第5章 擦文時代(約1200年〜800年前)


 本州と異なった続縄文文化も、8世紀になると本州から古墳時代の土師器と呼ばれる土器が道西南部に移入される。これによって続縄文時代に施文され続けてきた縄文文様は土器から姿を消し、縄文文化の伝統は失われ、これに代わって土器面にはハケ目のような整形痕がみられるようになる。また、古墳文化の影響は土器だけではなく住居にも現れ、住居址内に設けられていた炉はカマドへと変わるのである。このころになると、北海道でアワなどの農耕が行われるようになる。
 擦文時代の終末は、現在のところ十分に分かっていないが、鎌倉〜室町時代に終わると考えられている。
 当町でのこの時代の遺跡にはトコタン2遺跡があり、本州の強い影響を受けた文化が営まれていた。
 トコタン2遺跡=八雲市街地から東南1キロメートルの地点にあり、熱田川左岸の標高20メートルの海岸段丘先端部に位置している。この遺跡は、以前は熱田遺跡と呼称されていたもので、昭和42年(1967)に武内収太、山田悟郎、55年には石附喜三男によって発掘調査が行われた。
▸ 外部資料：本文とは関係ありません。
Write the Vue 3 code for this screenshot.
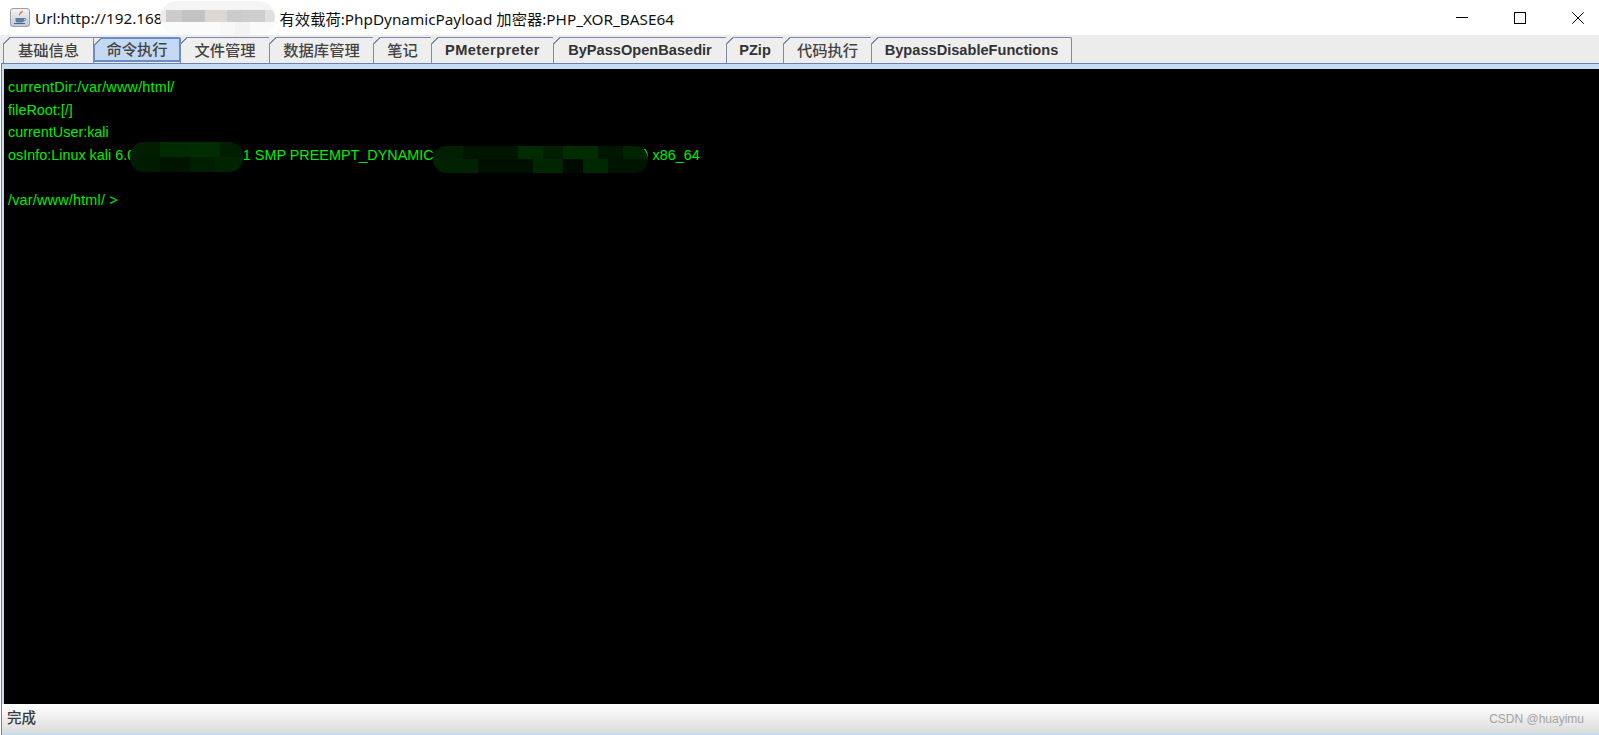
<script setup>
const tabs = [
  { label: '基础信息', cjk: true, width: 91 },
  { label: '命令执行', cjk: true, active: true, width: 88 },
  { label: '文件管理', cjk: true, width: 90 },
  { label: '数据库管理', cjk: true, width: 105 },
  { label: '笔记', cjk: true, width: 59 },
  { label: 'PMeterpreter', width: 123, wide: true },
  { label: 'ByPassOpenBasedir', width: 174 },
  { label: 'PZip', width: 58 },
  { label: '代码执行', cjk: true, width: 89 },
  { label: 'BypassDisableFunctions', width: 201 }
]
</script>

<template>
  <div class="window">
    <header class="titlebar">
      <svg class="app-icon" width="20" height="19" viewBox="0 0 20 19">
        <defs>
          <linearGradient id="iconBg" x1="0" y1="0" x2="0" y2="1">
            <stop offset="0" stop-color="#f4f5f8" />
            <stop offset="1" stop-color="#c3c9d3" />
          </linearGradient>
        </defs>
        <rect x="0.5" y="0.5" width="19" height="18" rx="2.5" fill="url(#iconBg)" stroke="#9a9ea6" />
        <path d="M10.5 2.5c1.5 1.6-2.5 2.7-1.2 5 .3.5.7.9 1 1.2-1.6-1.6.2-2.8 1.6-3.8 1-.8 1.1-1.6.4-2.4-.1 1-1 1.2-1.8 0z" fill="#e0762a" />
        <path d="M5.5 10h8.5v2.4c0 1.2-1 2-2.2 2H7.700c-1.200 0-2.200-.8-2.200-2z" fill="#5d7e9e" />
        <path d="M14 10.500h1.300c1 0 1 2-.4 2H14" fill="none" stroke="#5d7e9e" stroke-width="0.9" />
        <path d="M4 15.500h11" stroke="#47678a" stroke-width="1.100" />
      </svg>
      <div class="title-text">
        <span>Url:http://192.168</span>
        <span class="title-gap"><span class="blur-title"><i class="blur-row-top"></i><i class="blur-row-a"></i><i class="blur-row-b"></i></span></span>
        <span>有效载荷:PhpDynamicPayload 加密器:PHP_XOR_BASE64</span>
      </div>
      <div class="controls">
        <svg width="12" height="12" viewBox="0 0 12 12"><path d="M0 5.500h12" stroke="#000" stroke-width="1" /></svg>
        <svg width="12" height="12" viewBox="0 0 12 12"><rect x="0.500" y="0.500" width="11" height="11" fill="none" stroke="#000" stroke-width="1" /></svg>
        <svg width="12" height="12" viewBox="0 0 12 12"><path d="M0.300 0.300l11.400 11.400M11.700 0.300L0.300 11.700" stroke="#000" stroke-width="1" /></svg>
      </div>
    </header>

    <nav class="tabstrip">
      <div
        v-for="tab in tabs"
        :key="tab.label"
        class="tab"
        :class="{ active: tab.active, cjk: tab.cjk, wide: tab.wide }"
        :style="{ width: tab.width + 'px' }"
      >{{ tab.label }}</div>
    </nav>

    <main class="panel">
      <section class="terminal">
        <div class="line path">currentDir:/var/www/html/</div>
        <div class="line">fileRoot:[/]</div>
        <div class="line">currentUser:kali</div>
        <div class="line">
          <span>osInfo:Linux kali 6.0</span><span class="gap gap-one"><span class="blur-green blur-one"></span></span><span>1 SMP PREEMPT_DYNAMIC</span><span class="gap gap-two"><span class="blur-green blur-two"></span></span><span>) x86_64</span>
        </div>
        <div class="line blank">&nbsp;</div>
        <div class="line path">/var/www/html/ &gt;</div>
      </section>
      <footer class="status">
        <span class="status-text">完成</span>
        <span class="watermark">CSDN @huayimu</span>
      </footer>
    </main>
  </div>
</template>

<style scoped>
.window {
  display: flex;
  flex-direction: column;
  height: 735px;
  background: #fff;
  overflow: hidden;
}

.titlebar {
  display: flex;
  align-items: center;
  height: 35px;
  flex: none;
  padding-left: 10px;
  background: #fff;
}

.app-icon {
  flex: none;
  margin-right: 5px;
}

.title-text {
  display: flex;
  align-items: center;
  font-family: "Noto Sans", "Noto Sans CJK SC", sans-serif;
  font-size: 15.300px;
  color: #111;
  white-space: nowrap;
}

.title-gap {
  position: relative;
  display: inline-block;
  width: 117px;
  height: 20px;
}

.blur-title {
  position: absolute;
  left: -3px;
  top: -7px;
  width: 115px;
  height: 34px;
  border-radius: 17px;
  overflow: hidden;
  display: flex;
  flex-direction: column;
}

.blur-title i {
  display: block;
}

.blur-row-top {
  height: 9px;
  background: #f4f4f4;
}

.blur-row-a {
  height: 12px;
  background: linear-gradient(90deg,
    #ececec 0 6px,
    #cccbca 6px 22px,
    #c3c3c3 22px 45px,
    #dad7d4 45px 67px,
    #c9cccf 67px 81px,
    #cdcfce 81px 105px,
    #e0e0e0 105px);
}

.blur-row-b {
  flex: 1;
  background: linear-gradient(90deg,
    #fbfbfb 0 60px,
    #f8f8f8 60px 75px,
    #f3f3f3 75px 90px,
    #fafafa 90px);
}

.controls {
  margin-left: auto;
  display: flex;
  gap: 46px;
  padding-right: 15px;
}

.tabstrip {
  display: flex;
  align-items: flex-end;
  height: 28px;
  flex: none;
  padding-left: 3px;
  background: #ececec;
}

.tab {
  position: relative;
  box-sizing: border-box;
  display: flex;
  align-items: center;
  justify-content: center;
  height: 26px;
  padding-bottom: 1px;
  border: 1px solid #7d8aa8;
  border-bottom: none;
  border-radius: 0 2px 0 0;
  background: #eeeeee;
  font-family: "Liberation Sans", "Noto Sans CJK SC", sans-serif;
  font-size: 14.600px;
  font-weight: 700;
  color: #333;
  white-space: nowrap;
}

.tab + .tab {
  margin-left: -1px;
}

.tab.wide {
  letter-spacing: 0.400px;
}

.tab::before {
  content: "";
  position: absolute;
  left: -1px;
  top: -1px;
  width: 7px;
  height: 7px;
  background: linear-gradient(135deg, #ececec 0 46%, #7d8aa8 46% 62%, transparent 62%);
}

.tab.cjk {
  font-family: "Noto Sans CJK SC", sans-serif;
  font-size: 15.300px;
  font-weight: 500;
  color: #444;
  padding-bottom: 3px;
}

.tab.active {
  z-index: 1;
  height: 25px;
  margin-bottom: 1px;
  border: 2px solid #6c8cc6;
  background: #c3d9f1;
}

.panel {
  flex: 1;
  display: flex;
  flex-direction: column;
  margin-left: 1px;
  padding: 5px 0 0 2px;
  border-top: 1px solid #6b82b3;
  border-left: 1px solid #6b82b3;
  background: #c6dcf3;
  min-height: 0;
}

.terminal {
  flex: 1;
  min-height: 0;
  padding: 7px 0 0 4px;
  background: #000;
  color: #00f000;
  font-family: "Liberation Sans", sans-serif;
  font-size: 14.400px;
  line-height: 22.500px;
}

.line {
  white-space: pre;
  height: 22.500px;
}

.path {
  letter-spacing: 0.200px;
}

.gap {
  position: relative;
  display: inline-block;
  height: 22px;
  vertical-align: top;
}

.gap-one {
  width: 107.600px;
}

.gap-two {
  width: 210px;
}

.blur-green {
  position: absolute;
  top: -2px;
  height: 30px;
  border-radius: 14px;
  display: block;
}

.blur-one {
  left: -5px;
  width: 113px;
  background:
    linear-gradient(90deg, #001f00 0 30px, #002a00 30px 60px, #002c00 60px 90px, #001d00 90px) top / 100% 15px no-repeat,
    linear-gradient(90deg, #001c00 0 30px, #001400 30px 60px, #001f00 60px 85px, #002400 85px) bottom / 100% 15px no-repeat;
}

.blur-two {
  left: -1px;
  top: 2px;
  width: 215px;
  height: 27px;
  background:
    linear-gradient(90deg, #001f00 0 30px, #001600 30px 85px, #002b00 85px 110px, #001e00 110px 130px, #002c00 130px 165px, #001600 165px 190px, #002400 190px) top / 100% 13px no-repeat,
    linear-gradient(90deg, #002200 0 45px, #001000 45px 100px, #002500 100px 130px, #000a00 130px 150px, #002800 150px 175px, #001400 175px) bottom / 100% 14px no-repeat;
}

.status {
  flex: none;
  display: flex;
  align-items: center;
  justify-content: space-between;
  height: 29px;
  margin: 0 0 2px -2px;
  padding: 0 15px 0 5px;
  background: linear-gradient(180deg, #ffffff, #dcdcdc);
}

.status-text {
  font-family: "Noto Sans CJK SC", sans-serif;
  font-size: 14.500px;
  line-height: 24px;
  font-weight: 500;
  color: #3b3b3b;
  padding-bottom: 3px;
}

.watermark {
  font-family: "Liberation Sans", sans-serif;
  font-size: 12px;
  color: #a3a3a3;
}
</style>

<style>
html, body {
  margin: 0;
  overflow: hidden;
  background: #fff;
}
</style>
 武内・山田の調査によれば、半分以上破壊された住居址1基が検出されている。この住居址は隅丸方形と考えられ、北壁にカマドが設置されている。遺物は住居址床面から2個の甕形土器が出土しており、第13図1は口径20センチメートル、高さ23・5センチメートルで、口縁部は「く」の字状に外反し、横走する擦痕が認められる。胴部には縦や斜め方向に幅0・5センチメートルのナデが見られる。内側には幅1・2センチメートルほどの横ナデが施されている。2は口径14・8センチメートル、高さ12・5センチメートルで、口縁部は「く」の字状に外反し、胴部の内外面に0・5〜1・2センチメートルの横および縦方向のナデが認められる。
 昭和55年の石附喜三男による調査では、この時期に属する土器片2、3点が出土しただけに終わっている。